Here, petitioners allege that respondent is an employer, and that the Funds are “employee benefit plans” organized pursuant to ERISA. Pet. ¶¶ 4, 5. Petitioners provide the CBA between the parties which shows that respondent was required to make contributions to the Funds. CBA Art. 14, 16, 17. Following respondent's failure to comply with this Court's default judgment compelling respondent to submit to an audit, petitioners were permitted to prepare an estimate of the delinquency owed by respondent. See ECF No. 14; Docket Entry 08/21/2019. Petitioners estimated audit shows that respondent failed to make required contributions to the funds beginning in May of 2015 through November of 2017 (the “delinquency period”). Audit. 18-13.
The Audit Report shows that respondent contributed $88.00 of union dues during this period, in March 2016. Audit Report, ECF No. 18-13.

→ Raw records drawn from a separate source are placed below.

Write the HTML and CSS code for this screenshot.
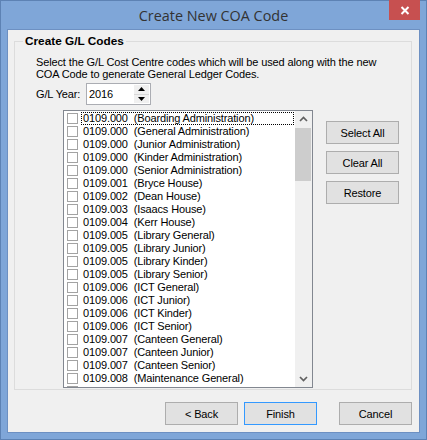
FILE: index.html
```html
<!DOCTYPE html>
<html>
<head>
<meta charset="utf-8">
<link rel="stylesheet" href="styles.css">
</head>
<body>
<div class="window">
  <div class="titlebar">
    <div class="title">Create New COA Code</div>
    <div class="close">
      <svg width="10" height="9" viewBox="0 0 10 9"><path d="M1.5 1 L8.5 8 M8.5 1 L1.5 8" stroke="#fff" stroke-width="2"/></svg>
    </div>
  </div>
  <div class="client">
    <fieldset class="group">
      <legend>Create G/L Codes</legend>
      <p class="desc">Select the G/L Cost Centre codes which will be used along with the new<br>COA Code to generate General Ledger Codes.</p>
      <div class="year-row">
        <span class="year-label">G/L Year:</span>
        <div class="spinner">
          <span class="spin-value">2016</span>
          <div class="spin-buttons">
            <div class="spin-btn"><svg width="7" height="4" viewBox="0 0 7 4"><path d="M0 4 L3.5 0 L7 4Z" fill="#000"/></svg></div>
            <div class="spin-btn"><svg width="7" height="4" viewBox="0 0 7 4"><path d="M0 0 L3.5 4 L7 0Z" fill="#000"/></svg></div>
          </div>
        </div>
      </div>
      <div class="main-row">
        <div class="list">
          <div class="items">
            <div class="item"><span class="cb"></span><span class="lbl focus">0109.000  (Boarding Administration)</span></div>
            <div class="item"><span class="cb"></span><span class="lbl">0109.000  (General Administration)</span></div>
            <div class="item"><span class="cb"></span><span class="lbl">0109.000  (Junior Administration)</span></div>
            <div class="item"><span class="cb"></span><span class="lbl">0109.000  (Kinder Administration)</span></div>
            <div class="item"><span class="cb"></span><span class="lbl">0109.000  (Senior Administration)</span></div>
            <div class="item"><span class="cb"></span><span class="lbl">0109.001  (Bryce House)</span></div>
            <div class="item"><span class="cb"></span><span class="lbl">0109.002  (Dean House)</span></div>
            <div class="item"><span class="cb"></span><span class="lbl">0109.003  (Isaacs House)</span></div>
            <div class="item"><span class="cb"></span><span class="lbl">0109.004  (Kerr House)</span></div>
            <div class="item"><span class="cb"></span><span class="lbl">0109.005  (Library General)</span></div>
            <div class="item"><span class="cb"></span><span class="lbl">0109.005  (Library Junior)</span></div>
            <div class="item"><span class="cb"></span><span class="lbl">0109.005  (Library Kinder)</span></div>
            <div class="item"><span class="cb"></span><span class="lbl">0109.005  (Library Senior)</span></div>
            <div class="item"><span class="cb"></span><span class="lbl">0109.006  (ICT General)</span></div>
            <div class="item"><span class="cb"></span><span class="lbl">0109.006  (ICT Junior)</span></div>
            <div class="item"><span class="cb"></span><span class="lbl">0109.006  (ICT Kinder)</span></div>
            <div class="item"><span class="cb"></span><span class="lbl">0109.006  (ICT Senior)</span></div>
            <div class="item"><span class="cb"></span><span class="lbl">0109.007  (Canteen General)</span></div>
            <div class="item"><span class="cb"></span><span class="lbl">0109.007  (Canteen Junior)</span></div>
            <div class="item"><span class="cb"></span><span class="lbl">0109.007  (Canteen Senior)</span></div>
            <div class="item"><span class="cb"></span><span class="lbl">0109.008  (Maintenance General)</span></div>
            <div class="item"><span class="cb"></span><span class="lbl"></span></div>
          </div>
          <div class="vscroll">
            <div class="sb-arrow"><svg width="17" height="17" viewBox="0 0 17 17"><path d="M5 10 L8.5 6.5 L12 10" fill="none" stroke="#606060" stroke-width="1.7"/></svg></div>
            <div class="sb-track"><div class="sb-thumb"></div></div>
            <div class="sb-arrow"><svg width="17" height="17" viewBox="0 0 17 17"><path d="M5 7 L8.5 10.5 L12 7" fill="none" stroke="#606060" stroke-width="1.7"/></svg></div>
          </div>
        </div>
        <div class="side-buttons">
          <button class="btn">Select All</button>
          <button class="btn">Clear All</button>
          <button class="btn">Restore</button>
        </div>
      </div>
    </fieldset>
    <div class="bottom-row">
      <button class="btn back">&lt; Back</button>
      <button class="btn default finish">Finish</button>
      <button class="btn">Cancel</button>
    </div>
  </div>
</div>
</body>
</html>
```

FILE: styles.css
```css
* { box-sizing: border-box; }
html, body { margin: 0; padding: 0; }
body {
  width: 427px;
  height: 440px;
  overflow: hidden;
  font-family: "Liberation Sans", Arial, sans-serif;
  font-size: 11px;
  letter-spacing: -0.13px;
  color: #000;
}
.window {
  width: 427px;
  height: 440px;
  background: #7fa6d8;
  border: 1px solid #5d82b4;
  padding: 0 6px 6px 6px;
  display: flex;
  flex-direction: column;
}
.titlebar {
  height: 28px;
  display: grid;
  grid-template-columns: 1fr auto 1fr;
}
.title {
  grid-column: 2;
  font-family: "Open Sans", "Noto Sans", sans-serif;
  font-size: 14.4px;
  letter-spacing: 0;
  color: #333;
  line-height: 29px;
  white-space: nowrap;
}
.close {
  grid-column: 3;
  justify-self: end;
  align-self: start;
  width: 31px;
  height: 20px;
  margin-top: -1px;
  background: #c75050;
  display: flex;
  align-items: center;
  justify-content: center;
}
.close svg { display: block; }
.client {
  flex: 1;
  background: #f0f0f0;
  border: 1px solid #6d90c2;
  display: flex;
  flex-direction: column;
}
.group {
  margin: 4px 7px 0 6px;
  padding: 0 0 1px 0;
  border: 1px solid #dcdcdc;
  min-inline-size: 0;
}
.group legend {
  margin-left: 8px;
  padding: 0 2px;
  font-weight: bold;
  font-size: 11.8px;
  letter-spacing: 0;
  line-height: 14px;
}
.desc {
  margin: 8px 0 0 21px;
  line-height: 12px;
  white-space: nowrap;
}
.year-row {
  margin: 3px 0 0 21px;
  display: flex;
  align-items: center;
  height: 22px;
}
.year-label {
  width: 50px;
}
.spinner {
  width: 65px;
  height: 22px;
  border: 1px solid #abadb3;
  background: #fff;
  display: flex;
}
.spin-value {
  flex: 1;
  padding-left: 2px;
  line-height: 20px;
}
.spin-buttons {
  width: 16px;
  display: flex;
  flex-direction: column;
  padding: 1px 1px 1px 0;
}
.spin-btn {
  flex: 1;
  background: #f0f0f0;
  display: flex;
  align-items: center;
  justify-content: center;
}
.spin-btn + .spin-btn { border-top: 1px solid #d8d8d8; }
.spin-btn svg { display: block; }
.main-row {
  margin: 5px 0 0 48px;
  display: flex;
  align-items: flex-start;
}
.list {
  width: 250px;
  height: 278px;
  border: 1px solid #828790;
  background: #fff;
  display: flex;
}
.items {
  flex: 1;
  overflow: hidden;
  padding-top: 1px;
}
.item {
  height: 13px;
  display: flex;
  align-items: center;
}
.cb {
  width: 11px;
  height: 11px;
  margin-left: 3px;
  border: 1px solid #a3a3a3;
  background: #fff;
  flex: none;
}
.lbl {
  flex: 1;
  margin: 0 1px 0 3px;
  padding-left: 1px;
  height: 13px;
  white-space: pre;
  border: 1px solid transparent;
  line-height: 11px;
}
.lbl.focus { border: 1px dotted #000; }
.vscroll {
  width: 17px;
  background: #f0f0f0;
  display: flex;
  flex-direction: column;
}
.sb-arrow { height: 17px; }
.sb-arrow svg { display: block; }
.sb-track { flex: 1; }
.sb-thumb {
  height: 53px;
  margin: 0 1px 0 0;
  background: #cdcdcd;
}
.side-buttons {
  margin: 11px 0 0 13px;
  display: flex;
  flex-direction: column;
  gap: 7px;
}
.btn {
  width: 73px;
  height: 23px;
  padding: 0;
  margin: 0;
  background: #e1e1e1;
  border: 1px solid #adadad;
  font-family: "Liberation Sans", Arial, sans-serif;
  font-size: 11px;
  letter-spacing: -0.13px;
  color: #000;
}
.btn.default { border-color: #3399ff; }
.bottom-row {
  margin: 12px 7px 0 0;
  display: flex;
  justify-content: flex-end;
}
.back { margin-right: 6px; }
.finish { margin-right: 22px; }
```
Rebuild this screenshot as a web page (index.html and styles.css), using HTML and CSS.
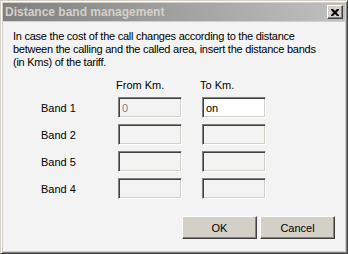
FILE: index.html
```html
<!DOCTYPE html>
<html lang="en">
<head>
    <meta charset="UTF-8">
    <title>Distance band management</title>
    <link rel="stylesheet" href="styles.css">
</head>
<body>
    <div class="window">
        <div class="title-bar">
            <span class="title">Distance band management</span>
            <button class="close-button">
                <svg width="8" height="7" viewBox="0 0 8 7">
                    <path d="M0 0h2l2 2 2-2h2v1l-2.5 2.5 2.5 2.5v1h-2l-2-2-2 2h-2v-1l2.5-2.5-2.5-2.5z" fill="#000"/>
                </svg>
            </button>
        </div>
        <div class="client">
            <p class="intro">In case the cost of the call changes according to the distance<br>between the calling and the called area, insert the distance bands<br>(in Kms) of the tariff.</p>
            <div class="bands">
                <span></span>
                <span class="col-head">From Km.</span>
                <span class="col-head">To Km.</span>

                <span class="band-label">Band 1</span>
                <input class="field" type="text" value="0" disabled>
                <input class="field" type="text" value="on">

                <span class="band-label">Band 2</span>
                <input class="field" type="text" disabled>
                <input class="field" type="text" disabled>

                <span class="band-label">Band 5</span>
                <input class="field" type="text" disabled>
                <input class="field" type="text" disabled>

                <span class="band-label">Band 4</span>
                <input class="field" type="text" disabled>
                <input class="field" type="text" disabled>
            </div>
            <div class="buttons">
                <button class="push-button">OK</button>
                <button class="push-button">Cancel</button>
            </div>
        </div>
    </div>
</body>
</html>
```
FILE: styles.css
```css
body {
    margin: 0;
    padding: 0;
    font-family: "Liberation Sans", Arial, sans-serif;
    font-size: 11px;
    color: #000;
    background: #fff;
}
.window {
    width: 348px;
    height: 254px;
    box-sizing: border-box;
    border: 1px solid;
    border-color: #d4d0c8 #404040 #404040 #d4d0c8;
    box-shadow: inset 1px 1px #fff, inset -1px -1px #808080;
    background: #d4d0c8;
    padding: 2px;
    display: flex;
    flex-direction: column;
}
.title-bar {
    height: 18px;
    background: linear-gradient(to right, #808080, #c0c0c0);
    display: flex;
    align-items: center;
    justify-content: space-between;
    padding: 0 2px 0 2px;
}
.title {
    color: #d4d0c8;
    font-weight: bold;
    font-size: 12px;
}
.close-button {
    width: 16px;
    height: 14px;
    padding: 0;
    background: #d4d0c8;
    border: 1px solid;
    border-color: #fff #404040 #404040 #fff;
    box-shadow: inset -1px -1px #808080;
    display: flex;
    align-items: center;
    justify-content: center;
}
.client {
    flex: 1;
    background: #f3f3f3;
    margin-top: 1px;
    padding: 8px 10px 0 10px;
    display: flex;
    flex-direction: column;
}
.intro {
    margin: 0;
    line-height: 13px;
    letter-spacing: -0.25px;
    white-space: nowrap;
}
.bands {
    display: grid;
    grid-template-columns: 57px 64px 64px;
    column-gap: 20px;
    row-gap: 6px;
    margin: 10px 0 0 28px;
}
.col-head {
    margin-left: -2px;
}
.band-label {
    align-self: center;
}
.field {
    width: 64px;
    height: 21px;
    box-sizing: border-box;
    margin: 0;
    padding: 0 3px;
    border: 1px solid;
    border-color: #808080 #fff #fff #808080;
    box-shadow: inset 1px 1px #404040, inset -1px -1px #d4d0c8;
    background: #fff;
    font-family: "Liberation Sans", Arial, sans-serif;
    font-size: 11px;
    color: #000;
    outline: none;
}
.field:disabled {
    background: #f3f3f3;
    color: #808080;
}
.buttons {
    display: flex;
    justify-content: flex-end;
    gap: 3px;
    margin-top: 17px;
}
.push-button {
    width: 75px;
    height: 23px;
    padding: 0;
    background: #d4d0c8;
    border: 1px solid;
    border-color: #fff #404040 #404040 #fff;
    box-shadow: inset -1px -1px #808080;
    font-family: "Liberation Sans", Arial, sans-serif;
    font-size: 11px;
    color: #000;
}
```
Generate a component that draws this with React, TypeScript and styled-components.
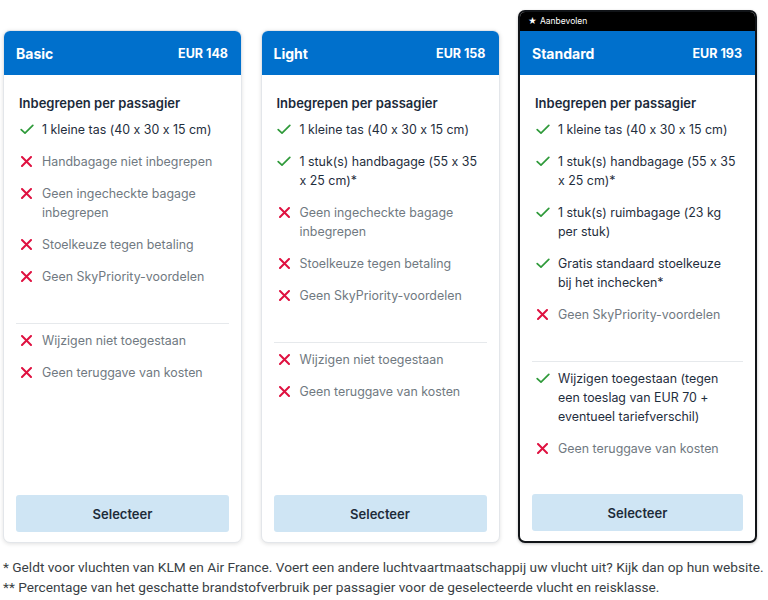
import React from "react";
import styled, { createGlobalStyle } from "styled-components";

const GlobalStyle = createGlobalStyle`
  html, body { margin: 0; padding: 0; background: #ffffff; }
  body {
    font-family: Inter, "Noto Sans", Roboto, sans-serif;
    font-feature-settings: "calt" 0;
    -webkit-font-smoothing: antialiased;
  }
  * { box-sizing: border-box; }
`;

type Feature = { ok: boolean; text: string };
type Fare = {
  name: string;
  price: string;
  featured?: boolean;
  baggage: Feature[];
  flexibility: Feature[];
};

const fares: Fare[] = [
  {
    name: "Basic",
    price: "EUR 148",
    baggage: [
      { ok: true, text: "1 kleine tas (40 x 30 x 15 cm)" },
      { ok: false, text: "Handbagage niet inbegrepen" },
      { ok: false, text: "Geen ingecheckte bagage inbegrepen" },
      { ok: false, text: "Stoelkeuze tegen betaling" },
      { ok: false, text: "Geen SkyPriority-voordelen" },
    ],
    flexibility: [
      { ok: false, text: "Wijzigen niet toegestaan" },
      { ok: false, text: "Geen teruggave van kosten" },
    ],
  },
  {
    name: "Light",
    price: "EUR 158",
    baggage: [
      { ok: true, text: "1 kleine tas (40 x 30 x 15 cm)" },
      { ok: true, text: "1 stuk(s) handbagage (55 x 35 x 25 cm)*" },
      { ok: false, text: "Geen ingecheckte bagage inbegrepen" },
      { ok: false, text: "Stoelkeuze tegen betaling" },
      { ok: false, text: "Geen SkyPriority-voordelen" },
    ],
    flexibility: [
      { ok: false, text: "Wijzigen niet toegestaan" },
      { ok: false, text: "Geen teruggave van kosten" },
    ],
  },
  {
    name: "Standard",
    price: "EUR 193",
    featured: true,
    baggage: [
      { ok: true, text: "1 kleine tas (40 x 30 x 15 cm)" },
      { ok: true, text: "1 stuk(s) handbagage (55 x 35 x 25 cm)*" },
      { ok: true, text: "1 stuk(s) ruimbagage (23 kg per stuk)" },
      { ok: true, text: "Gratis standaard stoelkeuze bij het inchecken*" },
      { ok: false, text: "Geen SkyPriority-voordelen" },
    ],
    flexibility: [
      { ok: true, text: "Wijzigen toegestaan (tegen een toeslag van EUR 70 + eventueel tariefverschil)" },
      { ok: false, text: "Geen teruggave van kosten" },
    ],
  },
];

const Page = styled.div`
  padding: 10px 0 0 3px;
  width: 768px;
`;

const FareGrid = styled.div`
  display: grid;
  grid-template-columns: 239px 239px 239px;
  column-gap: 18.5px;
  height: 533px;
`;

const Card = styled.article<{ $featured?: boolean }>`
  display: flex;
  flex-direction: column;
  margin-top: ${(p) => (p.$featured ? "0" : "20px")};
  border: ${(p) => (p.$featured ? "2px solid #111418" : "1px solid #e3e6ea")};
  border-radius: 7px;
  overflow: hidden;
  background: #ffffff;
  box-shadow: ${(p) =>
    p.$featured ? "0 1px 3px rgba(0,0,0,0.25)" : "0 1px 4px rgba(0,0,0,0.12)"};
`;

const Badge = styled.div`
  height: 19px;
  background: #000000;
  color: #ffffff;
  font-size: 8.5px;
  line-height: 19px;
  padding-left: 8px;
  display: flex;
  align-items: center;
  gap: 3px;
`;

const Header = styled.header`
  height: 44px;
  flex-shrink: 0;
  background: #0070cc;
  color: #ffffff;
  display: flex;
  align-items: center;
  justify-content: space-between;
  padding: 0 13px 0 12px;
  font-weight: 700;
`;

const FareName = styled.span`
  font-size: 14px;
`;

const Price = styled.span`
  font-size: 12.5px;
`;

const Body = styled.div`
  flex: 1;
  display: flex;
  flex-direction: column;
  padding: 19px 12px 10px 12px;
`;

const Heading = styled.h3`
  margin: 0;
  padding-left: 3px;
  font-size: 13px;
  line-height: 19px;
  font-weight: 600;
  color: #1b2a3a;
`;

const List = styled.ul<{ $divided?: boolean }>`
  list-style: none;
  margin: 0;
  padding: 0 0 0 3px;
  border-top: ${(p) => (p.$divided ? "1px solid #e6e9ec" : "none")};
  margin-bottom: ${(p) => (p.$divided ? "0" : "31px")};
`;

const Item = styled.li<{ $ok: boolean }>`
  display: flex;
  gap: 8px;
  padding: 6.5px 6px 6.5px 0;
  font-size: 12.4px;
  line-height: 19px;
  color: ${(p) => (p.$ok ? "#1f2e3d" : "#707981")};
`;

const IconBox = styled.span`
  width: 15px;
  height: 19px;
  flex-shrink: 0;
  display: flex;
  align-items: center;
  justify-content: center;
`;

const SelectButton = styled.button`
  margin-top: auto;
  height: 37px;
  width: 100%;
  border: none;
  border-radius: 3px;
  background: #cfe5f4;
  color: #1d2b39;
  font-family: inherit;
  font-size: 13px;
  font-weight: 600;
  cursor: pointer;
`;

const Notes = styled.div`
  margin-top: 14px;
  font-family: Roboto, "Noto Sans", sans-serif;
  font-size: 13.7px;
  line-height: 20px;
  color: #3a3f45;
  white-space: nowrap;
`;

const Check = () => (
  <svg width="14" height="11" viewBox="0 0 14 11" fill="none">
    <path d="M1.2 5.6 L5 9.2 L12.8 1.4" stroke="#2f9a3a" strokeWidth="1.7" strokeLinecap="round" strokeLinejoin="round" />
  </svg>
);

const Cross = () => (
  <svg width="11" height="11" viewBox="0 0 11 11" fill="none">
    <path d="M1 1 L10 10 M10 1 L1 10" stroke="#df1140" strokeWidth="2" strokeLinecap="round" />
  </svg>
);

const FeatureRow = ({ f }: { f: Feature }) => (
  <Item $ok={f.ok}>
    <IconBox>{f.ok ? <Check /> : <Cross />}</IconBox>
    <span>{f.text}</span>
  </Item>
);

const FareCard = ({ fare }: { fare: Fare }) => (
  <Card $featured={fare.featured}>
    {fare.featured && (
      <Badge>
        <span>★</span>
        <span>Aanbevolen</span>
      </Badge>
    )}
    <Header>
      <FareName>{fare.name}</FareName>
      <Price>{fare.price}</Price>
    </Header>
    <Body>
      <Heading>Inbegrepen per passagier</Heading>
      <List>
        {fare.baggage.map((f) => (
          <FeatureRow key={f.text} f={f} />
        ))}
      </List>
      <List $divided>
        {fare.flexibility.map((f) => (
          <FeatureRow key={f.text} f={f} />
        ))}
      </List>
      <SelectButton>Selecteer</SelectButton>
    </Body>
  </Card>
);

export default function App() {
  return (
    <>
      <GlobalStyle />
      <Page>
        <FareGrid>
          {fares.map((fare) => (
            <FareCard key={fare.name} fare={fare} />
          ))}
        </FareGrid>
        <Notes>
          <div>* Geldt voor vluchten van KLM en Air France. Voert een andere luchtvaartmaatschappij uw vlucht uit? Kijk dan op hun website.</div>
          <div>** Percentage van het geschatte brandstofverbruik per passagier voor de geselecteerde vlucht en reisklasse.</div>
        </Notes>
      </Page>
    </>
  );
}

These factual allegations are sufficient to establish respondent's liability under ERISA for the unpaid contributions. See Labarbera v. Frank J. Batchelder Transp. LLC, No. 08 CV 3387 (SJ)(JMA), 2009 WL 240521, at *3 (E.D.N.Y. Feb. 2, 2009) (finding liability based on allegations that defendant was a party to a CBA and failed to make required contributions).
Section 301(a) of the LMRA gives the Court jurisdiction over “[s]uits for violation of contracts between an employer and a labor organization representing employees in an industry affecting commerce[.]” 29 U.S.C. § 185(a). Petitioners allege that the Union is a labor organization pursuant to the LMRA and that respondent was obligated to contribute union dues, working assessment, and Labor Management Corporation payments pursuant to the CBA. Pet. ¶ 3; CBA Art. 13, ECF No. 18-11; Feldman Decl. ¶ 43, ECF No. 18-1; Audit Report, ECF No. 18-13. Thus, petitioners' allegations are sufficient to establish liability under the LMRA as to the unpaid union dues, working assessment, and Labor Management Corporation payments. See Finkel v. Allstar Elec. Corp., No. 11-CV-3222 (KAM)(RER), 2013 WL 4806951, at *4 (E.D.N.Y. Sept. 9, 2013) (“Plaintiff has established liability under Section 301 of the LMRA because it sufficiently pleads that [defendant] failed to remit the Required Contributions in accordance with their obligations under the CBAs.”). Petitioners' motion thus sufficiently establishes respondent's liability under ERISA and the LMRA for the Audit Period, May 1, 2015 through November 30, 2017. Accordingly, it is respectfully recommended that the Court should grant petitioners' motion for a default judgment.
II. Damages
It is well established that a defendant's default amounts to an admission of liability for all well pleaded facts alleged in the complaint, except those relating to damages. Cement & Concrete Workers Dist. Council Welfare Fund v. Metro Found. Contractors, Inc., 699 F.3d 230, 234 (2d Cir. 2012) (citation omitted); See also Credit Lyonnais Sec. (USA), Inc., 183 F.3d at 155 (“Even when a default judgment is warranted based on a party's failure to defend, the allegations in the complaint with respect to the amount of the damages are not deemed true.”) To determine the amount of damages or establish the truth of any allegation by evidence, the district court “may conduct hearings or make referrals, ” Fed.R.Civ.P. 55(b)(2), but “detailed affidavits and other documentary evidence can suffice in lieu of an evidentiary hearing, ” Chanel, Inc. v. Louis, No. 06-CV-5924 (ARR)(JO), 2009 WL 4639674, at *4 (E.D.N.Y. Dec. 7, 2009) (citing Action S.A. v. Marc Rich & Co., Inc., 951 F.2d 504, 508 (2d Cir. 1991); Credit Lyonnais Secs. (USA), Inc., 183 F.3d at 155). On a motion for a default judgment, a plaintiff has the burden to prove damages to the Court with “reasonable certainty.” Credit Lyonnais Secs. (USA), Inc., 183 F.3d at 155 (citing Transatlantic, 109 F.3d at 111).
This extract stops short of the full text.